Thursday 19 March 2015

The Universe is Your Friend

It lets you model your business data into information that makes sense to humans who need to make good decisions.

It makes a little knowledge a powerful rather than dangerous thing by quietly translating your human question into an unambiguous data query that a data machine can respond to accurately.

Take for example products by supplier, rather than just returning a list, the universe will ask whether you mean available products, previously stocked products or previously sold products. The universe is semantically dynamic – the results are dependent on the meaning. While the lists may be similar they will probably be slightly different, which could be the difference in determining which supplier to award a contract to.

If you want product in stock and products sold it will ensure that one value isn’t multiplied by the other.
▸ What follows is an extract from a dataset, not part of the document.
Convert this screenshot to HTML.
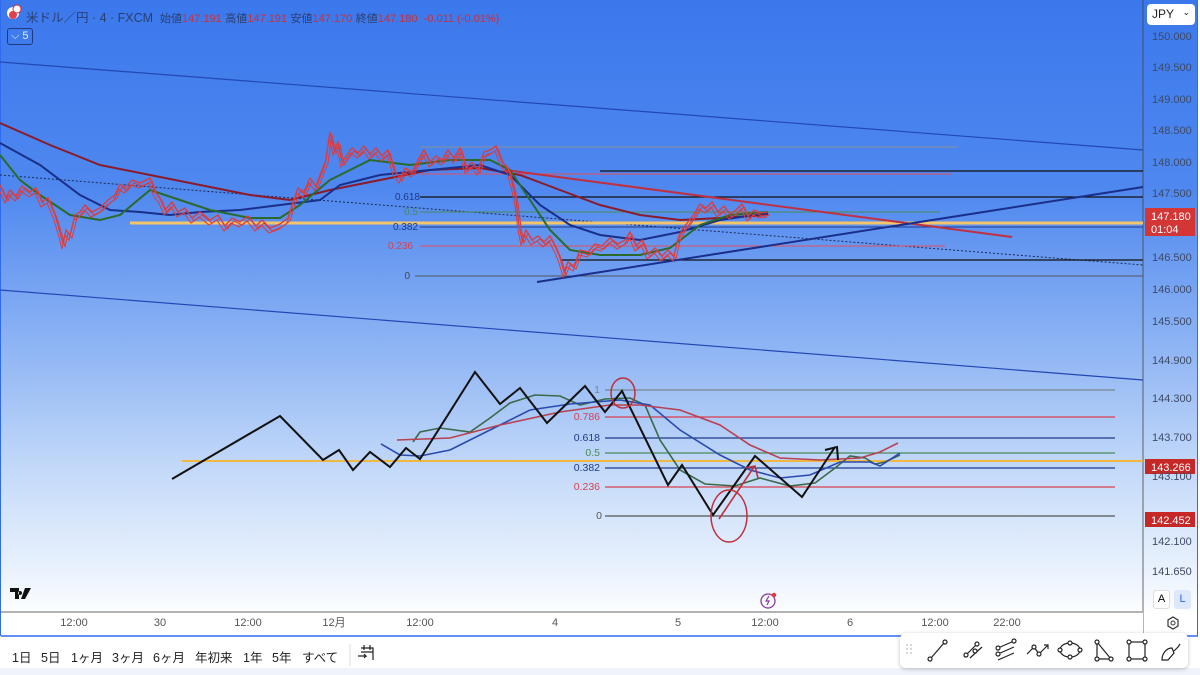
<!DOCTYPE html>
<html><head><meta charset="utf-8"><style>
*{margin:0;padding:0;box-sizing:border-box}
body{width:1200px;height:675px;overflow:hidden;background:#fff;font-family:"Liberation Sans","Noto Sans CJK JP",sans-serif;position:relative}
.chart{position:absolute;left:0;top:0;width:1198px;height:636px;border:1px solid #2f6bf0;border-top:none;background:linear-gradient(180deg,#3b78ec 0%,#4f88ef 30%,#8fb5f4 55%,#c6dbf9 75%,#eaf2fd 90%,#fbfdff 96%,#fff 100%)}
.ax{position:absolute;font-size:11px;color:#3d4a66}
.tl{position:absolute;top:617px;font-size:11px;line-height:13px;color:#555;transform:translateX(-50%)}
.bt{position:absolute;top:647px;font-size:12.5px;color:#222}
</style></head><body>
<div class="chart"></div>
<svg width="1200" height="675" style="position:absolute;left:0;top:0">
<line x1="1143" y1="0" x2="1143" y2="636" stroke="#444" stroke-width="0.8"/>
<rect x="1" y="611" width="1142" height="25" fill="#fff"/>
<rect x="1144" y="611" width="53" height="25" fill="#fff"/>
<line x1="1" y1="612" x2="1143" y2="612" stroke="#999" stroke-width="1.5"/>
<line x1="1" y1="636" x2="1198" y2="636" stroke="#2f6bf0" stroke-width="1.5"/>
<line x1="0" y1="62" x2="1143" y2="150" stroke="#2347b5" stroke-width="1.2"/>
<line x1="0" y1="290" x2="1143" y2="380" stroke="#2347b5" stroke-width="1.2"/>
<line x1="0" y1="175" x2="1143" y2="265" stroke="#1e2a55" stroke-width="1" stroke-dasharray="2,2"/>
<line x1="420" y1="147" x2="958" y2="147" stroke="#8a8f9a" stroke-width="1"/>
<line x1="420" y1="174" x2="952" y2="174" stroke="#e05060" stroke-width="1"/>
<line x1="600" y1="171" x2="1143" y2="171" stroke="#111" stroke-width="1.2"/>
<line x1="420" y1="197" x2="1143" y2="197" stroke="#111" stroke-width="1.2"/>
<line x1="420" y1="212" x2="940" y2="212" stroke="#4a8a5a" stroke-width="1"/>
<line x1="130" y1="223" x2="1143" y2="223" stroke="#f2c56a" stroke-width="3"/>
<line x1="420" y1="227" x2="1143" y2="227" stroke="#1e3a8a" stroke-width="1"/>
<line x1="420" y1="246" x2="945" y2="246" stroke="#e05060" stroke-width="1"/>
<line x1="560" y1="260" x2="1143" y2="260" stroke="#111" stroke-width="1.2"/>
<line x1="415" y1="276" x2="1143" y2="276" stroke="#555" stroke-width="1"/>
<g font-size="10" text-anchor="end">
<text x="420" y="200" fill="#1e3a8a">0.618</text>
<text x="418" y="215" fill="#4a8a5a">0.5</text>
<text x="418" y="230" fill="#1e3a8a">0.382</text>
<text x="413" y="249" fill="#d84050">0.236</text>
<text x="410" y="279" fill="#444">0</text>
</g>
<line x1="505" y1="170" x2="1012" y2="237" stroke="#c03040" stroke-width="2"/>
<line x1="537" y1="282" x2="1143" y2="187" stroke="#1a2f8a" stroke-width="2"/>
<polyline fill="none" stroke="#8b1a2a" stroke-width="2" points="0,123 50,145 100,165 150,175 200,185 250,195 290,200 330,190 380,180 430,170 480,168 520,175 560,190 600,205 640,215 680,220 720,218 768,215"/>
<polyline fill="none" stroke="#1a2f8a" stroke-width="2" points="0,143 40,165 80,195 110,210 140,212 170,215 200,212 240,210 280,205 320,200 340,185 380,175 430,170 480,165 510,175 540,205 570,225 600,235 640,240 680,232 720,220 768,213"/>
<polyline fill="none" stroke="#2a6a2a" stroke-width="2" points="0,155 20,180 40,195 70,215 100,220 120,215 150,190 180,200 210,210 250,218 280,218 300,205 330,180 370,160 410,165 450,160 490,160 510,170 530,200 550,230 570,250 600,255 640,255 670,248 700,225 730,215 768,212"/>
<g fill="none" stroke-width="1.3">
<polyline id="pr" stroke="#e03a3a" points="0,185 6,198 10,190 16,196 22,186 30,192 36,188 42,202 48,198 55,215 60,232 63,244 66,230 70,235 75,215 80,212 85,205 92,212 100,208 108,200 115,195 120,184 125,188 132,180 140,183 150,178 155,192 160,198 165,210 172,202 178,212 185,208 192,218 200,212 210,220 218,215 225,226 232,218 240,222 248,216 256,226 262,220 270,228 280,224 288,218 292,205 298,188 304,192 310,178 316,186 322,170 326,160 330,132 334,150 338,142 342,162 347,155 352,148 358,153 364,146 370,154 376,148 382,156 388,150 394,170 400,178 405,168 412,172 418,160 424,150 430,162 436,156 442,160 448,150 454,158 460,148 466,168 472,162 478,170 484,152 490,150 496,146 502,162 508,168 512,182 516,200 519,225 522,240 526,230 532,240 538,236 544,242 550,236 556,248 560,258 564,272 568,262 574,266 580,250 588,252 595,244 602,246 610,238 618,244 625,240 630,232 636,246 642,240 648,254 655,248 662,256 668,250 674,256 678,238 683,228 688,222 694,214 700,204 706,208 712,202 718,212 724,206 730,214 736,210 742,204 748,216 754,210 760,213 768,212"/>
<use href="#pr" stroke="#2a40b0" transform="translate(2,3)" stroke-width="1"/>
<use href="#pr" stroke="#e03a3a" transform="translate(-1,5)" stroke-width="1"/>
</g>
<g stroke-width="1.2">
<line x1="605" y1="390" x2="1115" y2="390" stroke="#7a8590"/>
<line x1="605" y1="417" x2="1115" y2="417" stroke="#d84050"/>
<line x1="605" y1="438" x2="1115" y2="438" stroke="#1e3a8a"/>
<line x1="605" y1="453" x2="1115" y2="453" stroke="#4a8a5a"/>
<line x1="605" y1="468" x2="1115" y2="468" stroke="#1e3a8a"/>
<line x1="605" y1="487" x2="1115" y2="487" stroke="#d84050"/>
<line x1="605" y1="516" x2="1115" y2="516" stroke="#555"/>
</g>
<line x1="182" y1="461" x2="1143" y2="461" stroke="#f0b840" stroke-width="2"/>
<g font-size="10.5" text-anchor="end">
<text x="600" y="393" fill="#7a8590">1</text>
<text x="600" y="420" fill="#d84050">0.786</text>
<text x="600" y="441" fill="#1e3a8a">0.618</text>
<text x="600" y="456" fill="#4a8a5a">0.5</text>
<text x="600" y="471" fill="#1e3a8a">0.382</text>
<text x="600" y="490" fill="#d84050">0.236</text>
<text x="602" y="519" fill="#555">0</text>
</g>
<polyline fill="none" stroke="#3a6a4a" stroke-width="1.6" points="413,442 420,432 440,428 470,432 490,418 510,403 535,395 560,396 580,405 605,399 630,398 645,405 660,440 680,470 705,484 735,486 760,478 790,486 815,483 835,468 850,456 865,458 875,464 885,462 900,455"/>
<polyline fill="none" stroke="#2a4ab0" stroke-width="1.6" points="381,444 400,455 420,456 450,450 490,430 530,410 570,404 620,400 650,405 680,430 720,455 750,470 780,478 810,475 840,462 870,462 880,466 900,453"/>
<polyline fill="none" stroke="#b84050" stroke-width="1.6" points="397,440 450,438 500,425 560,412 610,405 640,405 680,410 720,425 750,445 780,458 820,460 860,458 880,452 898,443"/>
<polyline fill="none" stroke="#111" stroke-width="2" points="172,479 280,416 323,460 339,450 353,470 370,452 390,467 406,448 420,459 475,372 500,404 520,388 547,423 585,386 605,412 622,391 668,485 682,465 713,515 755,456 802,497 835,447"/>
<polyline fill="none" stroke="#111" stroke-width="2" points="825,450 837,447 838,460"/>
<ellipse cx="623" cy="393" rx="12" ry="15" fill="none" stroke="#c0303a" stroke-width="1.5"/>
<ellipse cx="729" cy="516" rx="18" ry="26" fill="none" stroke="#c0303a" stroke-width="1.5"/>
<line x1="719" y1="519" x2="754" y2="467" stroke="#c0303a" stroke-width="1.6"/>
<polyline fill="none" stroke="#c0303a" stroke-width="1.6" points="745,468 755,466 758,478"/>
<rect x="1145" y="208" width="50" height="28" fill="#d43535"/>
<text x="1151" y="220" font-size="11" fill="#fff">147.180</text>
<text x="1151" y="233" font-size="11" fill="#fff">01:04</text>
<rect x="1145" y="459" width="50" height="15" fill="#c62828"/>
<text x="1151" y="471" font-size="11" fill="#fff">143.266</text>
<rect x="1145" y="512" width="50" height="15" fill="#c62828"/>
<text x="1151" y="524" font-size="11" fill="#fff">142.452</text>
<path d="M10 588h9v11h-4v-7h-5z M20 591a2 2 0 1 0 .1 0z M25 588h6l-6 11h-4z" fill="#111"/>
<circle cx="768" cy="601" r="7" fill="none" stroke="#8a3aa0" stroke-width="1.3"/>
<path d="M769 596l-3 5h3l-2 4" stroke="#8a3aa0" fill="none" stroke-width="1.2"/>
<circle cx="774" cy="595" r="2.2" fill="#e33"/>
<polygon points="1173,617 1178,620 1178,626 1173,629 1168,626 1168,620" fill="none" stroke="#333" stroke-width="1.2"/>
<circle cx="1173" cy="623" r="2" fill="none" stroke="#333"/>
<circle cx="13" cy="13" r="6" fill="#fff"/><circle cx="13" cy="15" r="4" fill="#e04050"/><circle cx="17" cy="9" r="4" fill="#fff" stroke="#d33" stroke-width="1"/>
<rect x="0" y="668" width="1200" height="7" fill="#f0f3fa"/>
<line x1="350" y1="644" x2="350" y2="666" stroke="#ddd"/>
<path d="M361 648h12v12 M364 645v5 M370 645v5 M361 652h12 M358 656h8l-2-2m2 2l-2 2" fill="none" stroke="#222" stroke-width="1.2"/>
</svg>
<div class="ax" style="left:26px;top:7px;font-size:12.5px;color:#2c3e70;white-space:nowrap">米ドル／円 · 4 · FXCM &nbsp;<span style="font-size:11px">始値</span><span style="color:#c8303e;font-size:11px">147.191</span> <span style="font-size:11px">高値</span><span style="color:#c8303e;font-size:11px">147.191</span> <span style="font-size:11px">安値</span><span style="color:#c8303e;font-size:11px">147.170</span> <span style="font-size:11px">終値</span><span style="color:#c8303e;font-size:11px">147.180 &nbsp;-0.011 (-0.01%)</span></div>
<div style="position:absolute;left:7px;top:28px;width:26px;height:17px;border:1px solid #1f3a80;border-radius:3px;font-size:11px;color:#e8eefc;padding-left:3px;line-height:15px">⌵ 5</div>
<div style="position:absolute;left:1147px;top:4px;width:48px;height:21px;background:#fff;border-radius:4px;font-size:12px;color:#222;padding:3px 5px">JPY <span style="float:right;font-size:9px">⌄</span></div>
<div class="ax" style="left:1152px;top:31px">150.000</div>
<div class="ax" style="left:1152px;top:62px">149.500</div>
<div class="ax" style="left:1152px;top:94px">149.000</div>
<div class="ax" style="left:1152px;top:125px">148.500</div>
<div class="ax" style="left:1152px;top:157px">148.000</div>
<div class="ax" style="left:1152px;top:188px">147.500</div>
<div class="ax" style="left:1152px;top:252px">146.500</div>
<div class="ax" style="left:1152px;top:284px">146.000</div>
<div class="ax" style="left:1152px;top:316px">145.500</div>
<div class="ax" style="left:1152px;top:355px">144.900</div>
<div class="ax" style="left:1152px;top:393px">144.300</div>
<div class="ax" style="left:1152px;top:432px">143.700</div>
<div class="ax" style="left:1152px;top:471px">143.100</div>
<div class="ax" style="left:1152px;top:536px">142.100</div>
<div class="ax" style="left:1152px;top:566px">141.650</div>
<div style="position:absolute;left:1153px;top:590px;width:17px;height:19px;background:#fff;border:1px solid #ddd;border-radius:3px;font-size:11px;text-align:center;line-height:17px">A</div>
<div style="position:absolute;left:1174px;top:590px;width:17px;height:19px;background:#dde8fb;border-radius:3px;font-size:11px;color:#2962ff;text-align:center;line-height:19px">L</div>
<div class="tl" style="left:74px">12:00</div><div class="tl" style="left:160px">30</div><div class="tl" style="left:248px">12:00</div><div class="tl" style="left:334px">12月</div><div class="tl" style="left:420px">12:00</div><div class="tl" style="left:555px">4</div><div class="tl" style="left:678px">5</div><div class="tl" style="left:765px">12:00</div><div class="tl" style="left:850px">6</div><div class="tl" style="left:935px">12:00</div><div class="tl" style="left:1007px">22:00</div>
<div class="bt" style="left:12px">1日</div><div class="bt" style="left:41px">5日</div><div class="bt" style="left:71px">1ヶ月</div><div class="bt" style="left:112px">3ヶ月</div><div class="bt" style="left:153px">6ヶ月</div><div class="bt" style="left:195px">年初来</div><div class="bt" style="left:243px">1年</div><div class="bt" style="left:272px">5年</div><div class="bt" style="left:302px">すべて</div>
<div style="position:absolute;left:900px;top:633px;width:288px;height:35px;background:#fff;border-radius:6px;box-shadow:0 1px 4px rgba(0,0,0,.25)">
<svg width="288" height="35" fill="none" stroke="#222" stroke-width="1.2">
<g fill="#bbb" stroke="none"><circle cx="7" cy="12" r=".9"/><circle cx="11" cy="12" r=".9"/><circle cx="7" cy="16" r=".9"/><circle cx="11" cy="16" r=".9"/><circle cx="7" cy="20" r=".9"/><circle cx="11" cy="20" r=".9"/></g>
<line x1="31" y1="25" x2="44" y2="10"/><circle cx="30" cy="26" r="2" fill="#fff"/><circle cx="45" cy="9" r="2" fill="#fff"/>
<path d="M64 24l14-14M70 25l12-11"/><circle cx="66" cy="22" r="2" fill="#fff"/><circle cx="77" cy="11" r="2" fill="#fff"/><circle cx="75" cy="18" r="2" fill="#fff"/>
<path d="M98 15l16-7M98 21l16-7M98 27l16-7"/><circle cx="98" cy="15" r="2" fill="#fff"/><circle cx="114" cy="8" r="2" fill="#fff"/><circle cx="98" cy="21" r="2" fill="#fff"/>
<path d="M127 21l7-7 5 7 9-9m-4 0h4v4"/><circle cx="134" cy="14" r="2" fill="#fff"/><circle cx="139" cy="21" r="2" fill="#fff"/>
<ellipse cx="170" cy="17" rx="10" ry="7"/><circle cx="160" cy="17" r="2" fill="#fff"/><circle cx="180" cy="17" r="2" fill="#fff"/><circle cx="170" cy="10" r="2" fill="#fff"/><circle cx="170" cy="24" r="2" fill="#fff"/>
<path d="M197 9v17h14z"/><circle cx="197" cy="9" r="2" fill="#fff"/><circle cx="197" cy="26" r="2" fill="#fff"/><circle cx="211" cy="26" r="2" fill="#fff"/>
<rect x="229" y="9" width="16" height="17"/><circle cx="229" cy="9" r="2" fill="#fff"/><circle cx="245" cy="9" r="2" fill="#fff"/><circle cx="229" cy="26" r="2" fill="#fff"/><circle cx="245" cy="26" r="2" fill="#fff"/>
<path d="M262 27c0-6 4-12 10-12l2 5-6 7zM274 18l4-4 2-3"/>
</svg></div>
</body></html>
Which these data machines will do if you don’t talk them right.

It lets you roam through time, space, products, customers, suppliers and the other dimensions of your business.

It presents numbers as you expect to see them: costs summed by material, inventory counted by product, headcount averaged over time.

It ensures that Fran from Finance and Oliver of Operations share a common vocabulary of clearly defined business terms.

Love is a strong word for a piece of technology you can’t touch or feel and certainly can never love you back, but the universe does its job of bridging the gap between people and data really, really well.

To quote Flight of the Concords in ‘The Robots’, “a little understanding could make things better.”